This week we begin a new book of the Torah. In English the book is called Numbers, because it begins with a census. In Hebrew, the book is called Bamidbar: in the desert. In our tradition, we name the book of the Torah by a word which is significant from the first few sentences. In the case of Bamidbar, our ancestors clearly felt that the desert was far more significant than the counting. So, why is that?
The rabbis answer that the giving of the Torah and the Israelites’ wanderings were central to the story of our people and formative in shaping who we were to become, and that the fact that both of these events happened in the desert was extremely significant.
The Israelites found themselves in the wilderness (the “midbar”) after their escape from slavery. They were struggling to become free — to remove the shackles of their oppression in Egypt and become a community and a nation. The years in the wilderness were a time of healing. It was a time when a people who had suffered so much, learned what it meant to be masters of their own destiny. And to do that they needed to be in the midbar. The desert nurtured and protected them. It sheltered them from the storms of the city life, its pressures and its intensity. It provided them with a new outlook, and taught them important lessons which we would do well to learn.
The desert is not what it first seems — it takes time to know and understand. There is life teeming in the wilderness. There is food and water; but you have to take time to feel the silence, to hear the whispers of the wind, to find the true desert. It is the same with life and relationships. There is goodness and beauty in people, but sometimes we do not take the time to know them and see the beauty within. Sometimes we judge without looking beneath the surface. The wilderness taught the Israelites, and it teaches us, to take the time to look, to see and to feel.

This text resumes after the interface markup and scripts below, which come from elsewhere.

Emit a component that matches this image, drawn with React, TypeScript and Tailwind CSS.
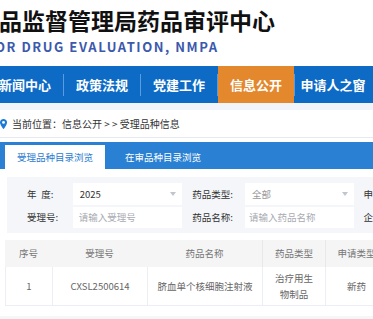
import React from 'react';

const FONT = { fontFamily: '"Noto Sans CJK SC", "Noto Sans", sans-serif' };

const NAV = ['新闻中心', '政策法规', '党建工作', '信息公开', '申请人之窗'];

function Caret() {
  return (
    <svg width="6" height="4" viewBox="0 0 6 4" className="shrink-0">
      <path d="M0 0 L6 0 L3 4 Z" fill="#c0c4cc" />
    </svg>
  );
}

function Pin() {
  return (
    <svg width="7" height="10" viewBox="0 0 7 10" className="shrink-0">
      <path d="M3.5 0 C1.5 0 0 1.5 0 3.4 C0 5.8 3.5 10 3.5 10 C3.5 10 7 5.8 7 3.4 C7 1.5 5.5 0 3.5 0 Z" fill="#1d7ad6" />
      <circle cx="3.5" cy="3.4" r="1.4" fill="#fff" />
    </svg>
  );
}

export default function App() {
  return (
    <div className="w-[373px] h-[319px] overflow-hidden bg-white" style={FONT}>
      {/* Header */}
      <div className="h-[66px] pt-[7px] whitespace-nowrap">
        <div className="text-[23px] leading-[27px] font-bold text-[#111] ml-[-1px]">品监督管理局药品审评中心</div>
        <div className="mt-[5px] ml-[-5px] text-[13px] leading-[16px] font-semibold tracking-[1.55px] text-[#3c59ad]">
          OR DRUG EVALUATION, NMPA
        </div>
      </div>

      {/* Nav */}
      <div className="h-[37px] bg-[#0d6bc6] flex items-stretch ml-[-13px] whitespace-nowrap">
        {NAV.map((n, i) => (
          <React.Fragment key={n}>
            {i > 0 && (
              <div className="flex items-center">
                <div className="w-px h-[22px] bg-[#5b9be0]" />
              </div>
            )}
            <div
              className={
                'w-[76px] shrink-0 flex items-center justify-center text-[13px] font-bold text-white ' +
                (n === '信息公开' ? 'bg-[#e3882c]' : '')
              }
            >
              {n}
            </div>
          </React.Fragment>
        ))}
      </div>

      <div className="h-[7px] bg-[#f1f5fa]" />

      {/* Breadcrumb */}
      <div className="h-[28px] flex items-center gap-[5px] border-b border-[#e6e9ee] text-[10px] text-[#333] whitespace-nowrap">
        <Pin />
        <span>当前位置：信息公开 &gt; &gt; 受理品种信息</span>
      </div>

      {/* Tabs */}
      <div className="mt-[4px] h-[27px] bg-[#2a81d3] flex items-end pl-[5px] whitespace-nowrap">
        <div className="w-[100px] h-[24px] bg-white flex items-center justify-center text-[9.5px] text-[#2a7bcf]">
          受理品种目录浏览
        </div>
        <div className="h-[24px] ml-[20px] flex items-center text-[9.5px] text-white">在审品种目录浏览</div>
      </div>

      {/* Filter panel */}
      <div className="mt-[8px] ml-[7px] h-[56px] bg-[#f4f6f9] pt-[6px] flex flex-col gap-[2px] text-[9.5px] whitespace-nowrap">
        <div className="flex items-center h-[22px]">
          <div className="w-[66px] pl-[20px] text-[#333]">年&#8194;度:</div>
          <div className="w-[110px] h-full bg-white flex items-center justify-between pl-[7px] pr-[6px] text-[#333]">
            <span>2025</span>
            <Caret />
          </div>
          <div className="w-[63px] pl-[10px] text-[#333]">药品类型:</div>
          <div className="w-[110px] h-full bg-white flex items-center justify-between pl-[7px] pr-[6px] text-[#999]">
            <span>全部</span>
            <Caret />
          </div>
          <div className="pl-[9px] text-[#333]">申</div>
        </div>
        <div className="flex items-center h-[21px]">
          <div className="w-[66px] pl-[20px] text-[#333]">受理号:</div>
          <div className="w-[110px] h-full bg-white flex items-center pl-[6px] text-[#a8abb2]">请输入受理号</div>
          <div className="w-[63px] pl-[10px] text-[#333]">药品名称:</div>
          <div className="w-[110px] h-full bg-white flex items-center pl-[4px] text-[#a8abb2]">请输入药品名称</div>
          <div className="pl-[9px] text-[#333]">企</div>
        </div>
      </div>

      {/* Table */}
      <div className="mt-[7px] ml-[5px] w-[400px] text-[9.5px] whitespace-nowrap border-b border-[#ebeef5]">
        <div className="h-[27px] bg-[#f5f5f5] flex text-[#777]">
          <div className="w-[47px] flex items-center justify-center">序号</div>
          <div className="w-[95px] flex items-center justify-center">受理号</div>
          <div className="w-[115px] flex items-center justify-center">药品名称</div>
          <div className="w-[63px] flex items-center justify-center border-l border-[#e8e8e8]">药品类型</div>
          <div className="w-[62px] flex items-center justify-center border-l border-[#e8e8e8]">申请类型</div>
        </div>
        <div className="h-[38px] flex text-[#666] border-l border-[#ebeef5]">
          <div className="w-[46px] flex items-center justify-center">1</div>
          <div className="w-[95px] flex items-center justify-center border-l border-[#ebeef5]">CXSL2500614</div>
          <div className="w-[115px] flex items-center justify-center border-l border-[#ebeef5]">脐血单个核细胞注射液</div>
          <div className="w-[63px] flex flex-col items-center justify-center leading-[16px] border-l border-[#ebeef5]">
            <span>治疗用生</span>
            <span>物制品</span>
          </div>
          <div className="w-[62px] flex items-center justify-center border-l border-[#ebeef5]">新药</div>
        </div>
      </div>
      <div className="mt-[10px] h-[10px] bg-[#f5f6f8]" />
    </div>
  );
}
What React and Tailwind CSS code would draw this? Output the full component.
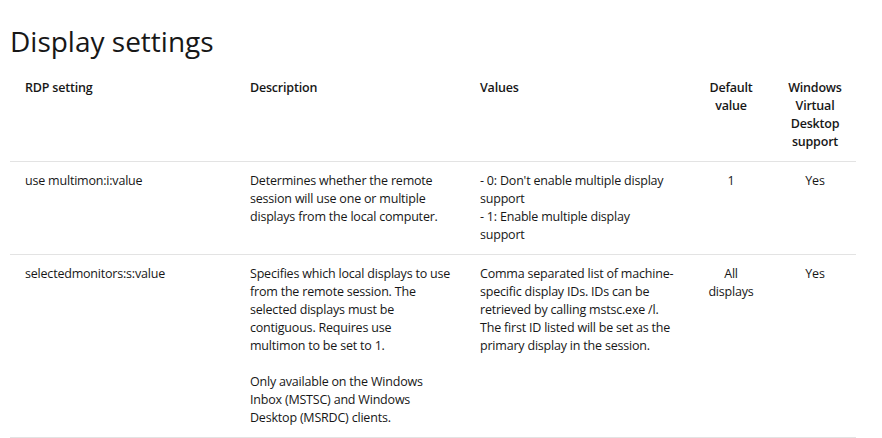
import React from "react";

const rows = [
  {
    setting: "use multimon:i:value",
    description: ["Determines whether the remote session will use one or multiple displays from the local computer."],
    values: ["- 0: Don't enable multiple display support", "- 1: Enable multiple display support"],
    def: "1",
    wvd: "Yes",
  },
  {
    setting: "selectedmonitors:s:value",
    description: [
      "Specifies which local displays to use from the remote session. The selected displays must be contiguous. Requires use multimon\u00a0to\u00a0be\u00a0set\u00a0to\u00a01.",
      "Only available on the Windows Inbox (MSTSC) and Windows Desktop (MSRDC) clients.",
    ],
    values: [
      "Comma separated list of machine-specific display IDs. IDs can be retrieved by calling mstsc.exe /l. The first ID listed will be set as the primary display in the session.",
    ],
    def: "All displays",
    wvd: "Yes",
  },
];

export default function App() {
  return (
    <div
      className="bg-white text-[#171717] pl-[10px] pr-[26px] pt-[19px]"
      style={{ fontFamily: '"Segoe UI", "Open Sans", sans-serif' }}
    >
      <h1 className="text-[28px] leading-[44px] font-normal">Display settings</h1>
      <table className="table-fixed w-[846px] mt-[5px] border-collapse text-[12.5px] leading-[18px] tracking-[-0.2px]">
        <colgroup>
          <col className="w-[225px]" />
          <col className="w-[230px]" />
          <col className="w-[223px]" />
          <col className="w-[86px]" />
          <col className="w-[82px]" />
        </colgroup>
        <thead>
          <tr className="border-b border-[#e3e3e3]">
            <th className="px-[15px] pt-[11px] pb-[10px] text-left align-top font-semibold">RDP setting</th>
            <th className="pl-[15px] pr-[12px] pt-[11px] pb-[10px] text-left align-top font-semibold">Description</th>
            <th className="pl-[15px] pr-[12px] pt-[11px] pb-[10px] text-left align-top font-semibold">Values</th>
            <th className="px-[15px] pt-[11px] pb-[10px] text-center align-top font-semibold">Default value</th>
            <th className="px-[12px] pt-[11px] pb-[10px] text-center align-top font-semibold">Windows Virtual Desktop support</th>
          </tr>
        </thead>
        <tbody>
          {rows.map((r) => (
            <tr key={r.setting} className="border-b border-[#e3e3e3]">
              <td className="px-[15px] pt-[10px] pb-[10px] align-top">{r.setting}</td>
              <td className="pl-[15px] pr-[12px] pt-[10px] pb-[10px] align-top">
                {r.description.map((d, i) => (
                  <p key={i} className={i > 0 ? "mt-[18px]" : ""}>{d}</p>
                ))}
              </td>
              <td className="pl-[15px] pr-[12px] pt-[10px] pb-[10px] align-top">
                {r.values.map((v, i) => (
                  <div key={i}>{v}</div>
                ))}
              </td>
              <td className="px-[15px] pt-[10px] pb-[10px] align-top text-center">{r.def}</td>
              <td className="px-[12px] pt-[10px] pb-[10px] align-top text-center">{r.wvd}</td>
            </tr>
          ))}
        </tbody>
      </table>
    </div>
  );
}
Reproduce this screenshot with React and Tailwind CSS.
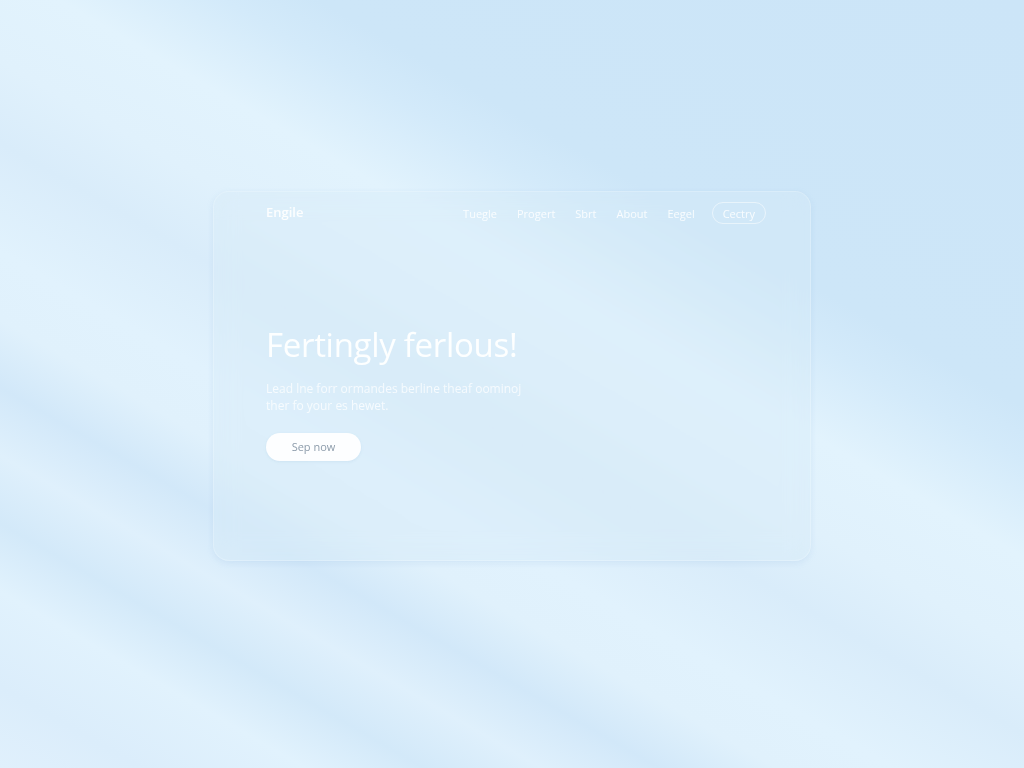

The wilderness also teaches the importance of community — of being together and working as one towards a common goal. There, everyone was equal. The Israelites had to rely on one another. They had to work together to recognize each other’s strengths and abilities in order to harness them for the community. The desert taught us to be more than ourselves; it showed us the strength and beauty of community.
But more than anything else, the wilderness gave us time. Time to escape the noise and frenetic pace of life in Egypt. Time to think, to rest and to just be. Many of us are working at an unsustainable pace. We go from one activity to another without finding time for leisure, for family, for fun. We are overworked, stressed and unhappy. We have forgotten the lessons of the wilderness; we do not stop long enough to hear the silence. The Israelites heard the voice of God in the desert — it was only when they were able to stop that they could really hear. It is no accident that the letters in the word “midbar” are the same as the word “medaber”, to speak. It is in the expanse of the wilderness that we are able to hear the voice of God, and each other. The children of Israel found holiness, even in what seems to be one of the most desolate of places on earth, because they learned to look closely and see what is beneath the surface. They took the time to listen, hear and feel; and they learned the importance of caring for themselves and others. May we too learn the lessons of the midbar.